A copy of the general partnership agreement between the two co-owners of the San Francisco Giants shows at least two ways the ownership can be changed if one of them wants to sell his half share of the National League club.

The issue has been raised because one of the partners, Bud Herseth, has announced he wants to sell his half of the financially troubled club, leaving partner Bob Lurie with the other half.

The partnership agreement, some details of which were made available to The Washington Post, provides that one partner must give the other first-option to buy out the other before selling to a third party. The option runs for 30 days.

Another section of the agreement is one on which some New York investors are planning their hopes for buying the Giants and moving them to Washington.

The group of investors, headed by 30-year-old Emil Bernard, expects to buy the Giants with $11 million. $5.5 million of it being offered to Herseth for his share.

Under the agreement, Lurie would have 90 days to buy out Herseth at Herseth's asking price. If Lurie does not buy out Herseth during that time, the agreement says, Lurie is "obligated to sell his interest" to Herseth. Herseth, in turn, is "obligated to buy" Lurie out at the price he asked for his share, according to the agreement.

If such were to occur, Herseth could sell the club to others - if the National League approved. Such approval can be hard to obtain and, even with league approval, there would be no absolute guarantee the club would be moved.

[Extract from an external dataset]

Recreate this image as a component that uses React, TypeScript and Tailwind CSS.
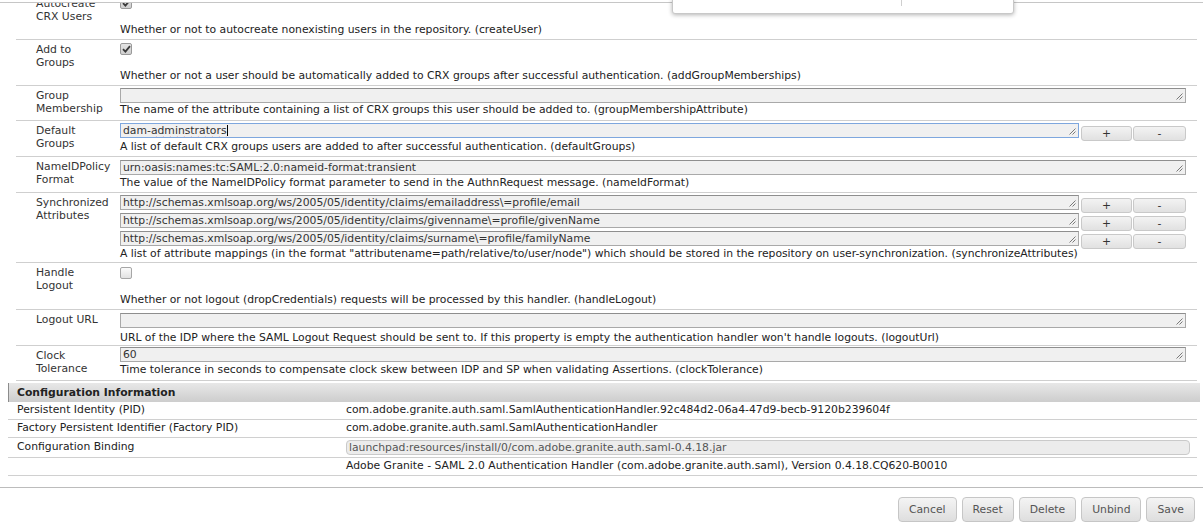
import React from "react";

const FONT = "font-['DejaVu_Sans',Verdana,sans-serif]";

function Grip() {
  return (
    <svg width="7" height="7" className="absolute right-[2px] bottom-[2px]">
      <path d="M6.5 0.5 L0.5 6.5 M6.5 3.5 L3.5 6.5" stroke="#7a7a7a" strokeWidth="1" />
    </svg>
  );
}

function TextBox({ value, focused }: { value?: React.ReactNode; focused?: boolean }) {
  return (
    <div
      className={
        "relative flex-1 h-[15px] border bg-[#f0f0f0] pl-[2px] leading-[13px] text-[#333] whitespace-nowrap overflow-hidden " +
        (focused ? "border-[#7ea7de]" : "border-[#a9a9a9] border-t-[#8e8e8e]")
      }
    >
      {value}
      <Grip />
    </div>
  );
}

function SmallBtn({ label, w }: { label: string; w: string }) {
  return (
    <div
      className={
        "h-[15px] mt-[3px] shrink-0 rounded-[3px] border border-[#c9c9c9] bg-gradient-to-b from-[#f3f3f3] to-[#e1e1e1] text-[#333] text-center leading-[13px] " +
        w
      }
    >
      {label}
    </div>
  );
}

function MultiField({ value, focused, h }: { value: React.ReactNode; focused?: boolean; h: string }) {
  return (
    <div className={"flex items-start " + h}>
      <TextBox value={value} focused={focused} />
      <SmallBtn label="+" w="w-[51px] ml-[2px]" />
      <SmallBtn label="-" w="w-[53px] ml-[1px]" />
    </div>
  );
}

function CheckBox({ checked }: { checked?: boolean }) {
  return (
    <div
      className={
        "w-[12px] h-[12px] rounded-[2px] border flex items-center justify-center " +
        (checked
          ? "border-[#9a9a9a] bg-gradient-to-b from-[#e4e4e4] to-[#cfcfcf]"
          : "border-[#a6a6a6] bg-gradient-to-b from-[#fbfbfb] to-[#e2e2e2]")
      }
    >
      {checked && (
        <svg width="9" height="8" viewBox="0 0 9 8">
          <path d="M1 4.2 L3.4 6.6 L8 1.2" stroke="#3a3a3a" strokeWidth="1.8" fill="none" />
        </svg>
      )}
    </div>
  );
}

function Row({
  label,
  children,
  desc,
  pt = "pt-[2px]",
  pb = "pb-[2px]",
  mt = "",
}: {
  label: React.ReactNode;
  children: React.ReactNode;
  desc: string;
  pt?: string;
  pb?: string;
  mt?: string;
}) {
  return (
    <div className="flex ml-[16px] w-[1181px] border-b border-[#cfcfcf]">
      <div className="w-[104px] shrink-0 pl-[20px] pt-[3px] leading-[13px] text-[#333]">{label}</div>
      <div className={"flex-1 pr-[11px] " + pt + " " + pb}>
        {children}
        <div className={"leading-[14px] text-[#222] whitespace-nowrap " + mt}>{desc}</div>
      </div>
    </div>
  );
}

function ConfigRow({ label, children, h = "h-[17px]" }: { label: string; children: React.ReactNode; h?: string }) {
  return (
    <div className={"flex items-center border-b border-[#d0d0d0] text-[#222] box-content " + h}>
      <div className="w-[338px] shrink-0 pl-[9px]">{label}</div>
      <div className="flex-1 pr-[7px]">{children}</div>
    </div>
  );
}

const attrs = [
  "http://schemas.xmlsoap.org/ws/2005/05/identity/claims/emailaddress\\=profile/email",
  "http://schemas.xmlsoap.org/ws/2005/05/identity/claims/givenname\\=profile/givenName",
  "http://schemas.xmlsoap.org/ws/2005/05/identity/claims/surname\\=profile/familyName",
];

export default function App() {
  return (
    <div className={"relative w-[1203px] h-[522px] overflow-hidden bg-white text-[10.8px] " + FONT}>
      <div className="-mt-[6px]">
        <Row
          label={<>Autocreate<br />CRX Users</>}
          desc="Whether or not to autocreate nonexisting users in the repository. (createUser)"
        >
          <div className="pt-[1px] mb-[14px]">
            <CheckBox checked />
          </div>
        </Row>
        <Row
          label={<>Add to<br />Groups</>}
          desc="Whether or not a user should be automatically added to CRX groups after successful authentication. (addGroupMemberships)"
        >
          <div className="pt-[1px] mb-[14px]">
            <CheckBox checked />
          </div>
        </Row>
        <Row
          label={<>Group<br />Membership</>}
          desc="The name of the attribute containing a list of CRX groups this user should be added to. (groupMembershipAttribute)"
          pb="pb-[3px]"
        >
          <div className="flex">
            <TextBox />
          </div>
        </Row>
        <Row
          label={<>Default<br />Groups</>}
          desc="A list of default CRX groups users are added to after successful authentication. (defaultGroups)"
        >
          <MultiField
            h="h-[17px]"
            focused
            value={
              <span>
                dam-<span className="underline decoration-wavy decoration-[#e02020] decoration-1 underline-offset-[2px]">adminstrators</span>
                <span className="inline-block w-px h-[11px] bg-black align-[-2px]" />
              </span>
            }
          />
        </Row>
        <Row
          label={<>NameIDPolicy<br />Format</>}
          desc="The value of the NameIDPolicy format parameter to send in the AuthnRequest message. (nameIdFormat)"
          pt="pt-[3px]"
          mt="mt-[1px]"
        >
          <div className="flex">
            <TextBox value="urn:oasis:names:tc:SAML:2.0:nameid-format:transient" />
          </div>
        </Row>
        <Row
          label={<>Synchronized<br />Attributes</>}
          desc={'A list of attribute mappings (in the format "attributename=path/relative/to/user/node") which should be stored in the repository on user-synchronization. (synchronizeAttributes)'}
          mt="mt-[1px]"
          pb="pb-[1px]"
        >
          <div className="flex flex-col gap-[3px]">
            {attrs.map((a) => (
              <MultiField key={a} h="h-[15px]" value={a} />
            ))}
          </div>
        </Row>
        <Row
          label={<>Handle<br />Logout</>}
          desc="Whether or not logout (dropCredentials) requests will be processed by this handler. (handleLogout)"
        >
          <div className="pt-[2px] mb-[14px]">
            <CheckBox />
          </div>
        </Row>
        <Row
          label="Logout URL"
          desc="URL of the IDP where the SAML Logout Request should be sent to. If this property is empty the authentication handler won't handle logouts. (logoutUrl)"
          pt="pt-[3px]"
          mt="mt-[3px]"
          pb="pb-0"
        >
          <div className="flex">
            <TextBox />
          </div>
        </Row>
        <Row
          label={<>Clock<br />Tolerance</>}
          desc="Time tolerance in seconds to compensate clock skew between IDP and SP when validating Assertions. (clockTolerance)"
          pt="pt-[1px]"
          mt="mt-[1px]"
          pb="pb-[3px]"
        >
          <div className="flex">
            <TextBox value="60" />
          </div>
        </Row>

        {/* configuration information */}
        <div className="ml-[8px] w-[1192px] mt-[2px]">
          <div className="h-[19px] border-l border-[#8c8c8c] bg-gradient-to-b from-[#e8e8e8] to-[#cdcdcd] pl-[8px] leading-[19px] font-bold text-[#222]">
            Configuration Information
          </div>
          <div className="w-[1189px]">
            <ConfigRow label="Persistent Identity (PID)">
              com.adobe.granite.auth.saml.SamlAuthenticationHandler.92c484d2-06a4-47d9-becb-9120b239604f
            </ConfigRow>
            <ConfigRow label="Factory Persistent Identifier (Factory PID)">
              com.adobe.granite.auth.saml.SamlAuthenticationHandler
            </ConfigRow>
            <ConfigRow label="Configuration Binding" h="h-[19px]">
              <div className="h-[15px] rounded-[4px] border border-[#cacaca] bg-[#ececec] pl-[2px] leading-[13px] text-[#555]">
                launchpad:resources/install/0/com.adobe.granite.auth.saml-0.4.18.jar
              </div>
            </ConfigRow>
            <ConfigRow label="">
              Adobe Granite - SAML 2.0 Authentication Handler (com.adobe.granite.auth.saml), Version 0.4.18.CQ620-B0010
            </ConfigRow>
          </div>
        </div>

        <div className="mt-[11px] border-t border-[#bcbcbc] flex justify-end gap-[5px] pr-[8px] pt-[9px]">
          {["Cancel", "Reset", "Delete", "Unbind", "Save"].map((b) => (
            <div
              key={b}
              className="h-[25px] px-[10px] rounded-[4px] border border-[#c6c6c6] bg-gradient-to-b from-[#f4f4f4] to-[#dedede] text-[#555] leading-[23px] text-[10.8px]"
            >
              {b}
            </div>
          ))}
        </div>
      </div>

      {/* frame edge and menu overlapping the top */}
      <div className="absolute top-0 left-0 right-0 h-[3px] bg-white border-b border-[#c6c6c6]" />
      <div className="absolute left-[672px] -top-px w-[342px] h-[15px] bg-white border border-[#c8c8c8] rounded-b-[3px] shadow-[0_1px_4px_rgba(0,0,0,0.3)]">
        <div className="absolute left-[228px] top-0 h-[6px] w-px bg-[#cfcfcf]" />
      </div>
    </div>
  );
}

If the NL were to sanction a move - considered unlikley as long as the American League Oakland A's future home base is uncertain - the city of San Francisco undoubtedly would file suit to stop a move.

Lurie has consistently and firmly said the Giants will not be moved and reitereted that position again yesterday amid West Coast rumors the Giants were Washington bound.

The Bernard group's lawyer, Richard Tinkham has been authorized by Herseth to find a buyer for Herseth's share. The group's option to buy expires Jan. 15 and Bernard is tying together what he hopes will be the final preliminary steps needed before making Herseth a cash offer.

Bernard and Tinkham meet this morning with the D.C. Armory Board, which runs RFK Stadium. Bernard hopes to sign a memorandum of understanding for the future rental of the stadium. The understanding would be conditional on NL approval of a purchase and transfer of the Giants.